The Savvy is a secure handler, if not a fun one
The design looks better from some angles than others
The Savvy starts at £5,995; but Kia's Picanto is £5,695 and much the better car
The interior isn't a disaster, but it is a strange mixture of colours and textures
When Proton first started selling cars in the UK, the average age of its customers was 55. Seventeen years on, Proton are realising that they need cars that will appeal to young blood as well as their loyal blue-rinsers. They are hoping their first attempt at a five-door city car is going to do just that, as it is forecasted to account for over 50% of Proton's total sales in 2006.
Prices start at just £5995 for the Savvy Street, but the Style version on test, which receives alloy wheels, electric front windows and air conditioning is likely to be the bigger seller.
What’s it like?
This particular Malaysian tiger has always appeared sensible, never savvy. But despite their current line-up of Gen-2, Jumbuck and the extraordinarily ugly Impian, Proton have succeeded in creating a car that is more memorable than all three, while still majoring on value.
Compared to its siblings, it displays aesthetic flair. The stepped window-line may look slightly uncomfortable for a car so stubby, and the ‘sporty’ centrally positioned chrome exhaust should not be interpreted as promising performance - you will find yourself yielding on many a green light stampede.
The 1.2-litre unit’s power delivery is linear and offers 13bhp more than Kia's identically priced Picanto 1.1LX. Harsh vocals accompany you right up to the 6100rpm redline, and the intrusive boom period encroaching 5500rpm encourages you to prematurely acquaint yourself with a ‘box that feels both sloppy and stodgy.
Interior space is larger than the Picanto, but refinement is disappointing.
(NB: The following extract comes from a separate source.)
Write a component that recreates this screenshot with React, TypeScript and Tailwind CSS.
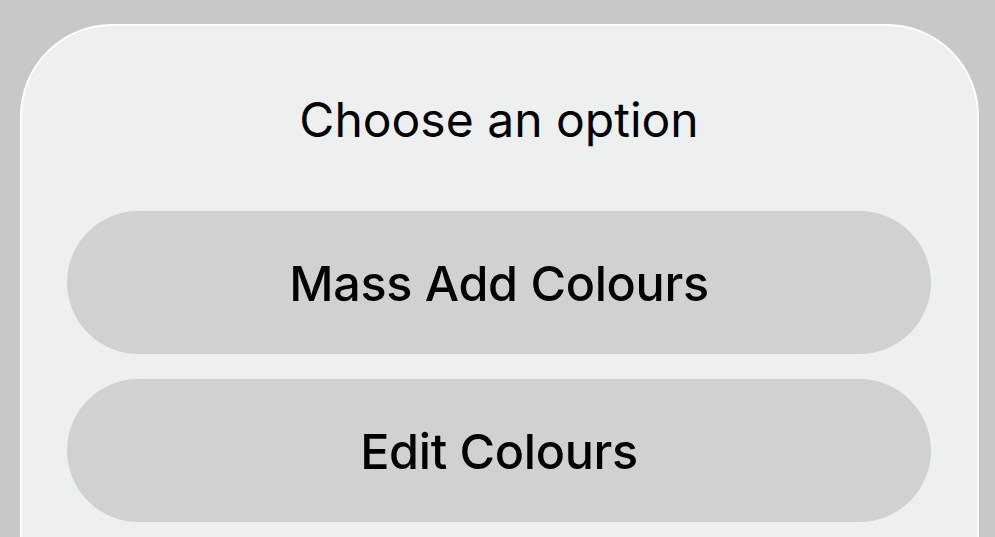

There is a confusing use of interior plastics: the black plastic centre console doesn’t fuse too politely with cream A-pillars nor the grey, hollow two-piece slab plastic lining the interior doors. The three-spoke steering wheel, complete with TT-mimicking aluminium ringlet, is similarly low-rent.
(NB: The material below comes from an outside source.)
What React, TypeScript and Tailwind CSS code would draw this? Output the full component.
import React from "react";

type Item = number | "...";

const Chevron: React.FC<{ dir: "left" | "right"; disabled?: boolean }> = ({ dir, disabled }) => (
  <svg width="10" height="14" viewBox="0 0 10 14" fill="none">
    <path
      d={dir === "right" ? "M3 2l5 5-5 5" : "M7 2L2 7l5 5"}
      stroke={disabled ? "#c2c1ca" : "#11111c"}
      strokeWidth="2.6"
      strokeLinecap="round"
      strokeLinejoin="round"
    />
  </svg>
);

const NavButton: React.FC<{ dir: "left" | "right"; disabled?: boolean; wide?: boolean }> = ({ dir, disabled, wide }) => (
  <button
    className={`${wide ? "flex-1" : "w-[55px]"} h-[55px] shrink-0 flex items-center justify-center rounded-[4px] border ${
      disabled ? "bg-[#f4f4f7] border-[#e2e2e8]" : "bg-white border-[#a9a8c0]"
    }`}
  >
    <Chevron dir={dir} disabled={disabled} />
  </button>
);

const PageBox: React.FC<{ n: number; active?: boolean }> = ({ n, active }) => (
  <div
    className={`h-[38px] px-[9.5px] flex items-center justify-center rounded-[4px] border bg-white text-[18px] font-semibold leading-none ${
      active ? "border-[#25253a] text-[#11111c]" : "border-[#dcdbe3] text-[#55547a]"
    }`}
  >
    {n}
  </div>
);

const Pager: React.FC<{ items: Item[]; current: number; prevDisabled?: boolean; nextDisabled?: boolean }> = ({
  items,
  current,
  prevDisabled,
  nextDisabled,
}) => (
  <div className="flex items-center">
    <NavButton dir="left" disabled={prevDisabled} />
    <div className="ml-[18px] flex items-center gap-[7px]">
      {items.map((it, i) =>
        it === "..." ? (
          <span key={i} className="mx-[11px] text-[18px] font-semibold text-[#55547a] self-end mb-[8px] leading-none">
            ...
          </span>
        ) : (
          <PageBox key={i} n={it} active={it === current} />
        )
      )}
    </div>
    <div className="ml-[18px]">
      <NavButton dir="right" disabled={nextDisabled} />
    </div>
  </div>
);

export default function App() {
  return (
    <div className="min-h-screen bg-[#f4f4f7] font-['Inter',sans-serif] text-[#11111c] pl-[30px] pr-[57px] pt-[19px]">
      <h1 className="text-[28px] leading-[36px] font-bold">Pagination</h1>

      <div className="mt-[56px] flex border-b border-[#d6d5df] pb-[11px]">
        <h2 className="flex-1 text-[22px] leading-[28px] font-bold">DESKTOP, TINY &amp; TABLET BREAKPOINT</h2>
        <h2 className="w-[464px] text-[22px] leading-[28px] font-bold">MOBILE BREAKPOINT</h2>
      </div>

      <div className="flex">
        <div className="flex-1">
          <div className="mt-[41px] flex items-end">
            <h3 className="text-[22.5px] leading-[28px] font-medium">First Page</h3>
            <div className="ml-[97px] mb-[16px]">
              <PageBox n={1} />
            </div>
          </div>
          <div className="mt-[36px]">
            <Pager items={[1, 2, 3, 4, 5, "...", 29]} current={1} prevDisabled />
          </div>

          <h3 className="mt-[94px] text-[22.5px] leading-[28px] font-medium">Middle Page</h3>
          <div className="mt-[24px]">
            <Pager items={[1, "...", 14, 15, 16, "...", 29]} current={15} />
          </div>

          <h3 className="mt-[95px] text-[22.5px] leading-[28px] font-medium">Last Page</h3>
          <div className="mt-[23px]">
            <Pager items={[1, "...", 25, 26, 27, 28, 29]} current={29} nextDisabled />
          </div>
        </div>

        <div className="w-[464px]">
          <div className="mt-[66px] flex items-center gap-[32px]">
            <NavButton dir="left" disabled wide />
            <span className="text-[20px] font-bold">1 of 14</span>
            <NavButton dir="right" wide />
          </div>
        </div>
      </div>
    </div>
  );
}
The lack of reach and rack movement is likely to impede taller drivers' view of the top of the day-glow yellow dials. The car's manual and handbrake lever gaiter are tailored out of that '80s vinyl plastic which feels worse than it looks, and the glovebox on our car didn’t sit flush to its mountings. Not having a key-operated boot release is an oversight.
But it’s not all bad. Despite not making the usual claims about an umbilical attachment to Lotus, the ride is firm but comfortable, coping well with pot-holes, grids and other road litter - although vague steering inhibits the experience from being fun. The rear seats offer impressive space and all-round visibility is good, which compensates for the standard but useless rear-parking sensors.
Should I buy one?
The Savvy is a positive move for Proton. But as a new supermini, it doesn't offer anything different. It’s a cheap way to get on the road, especially with Proton’s extensive warranty and finance packages, but the car lacks polish and the brand lacks credibility.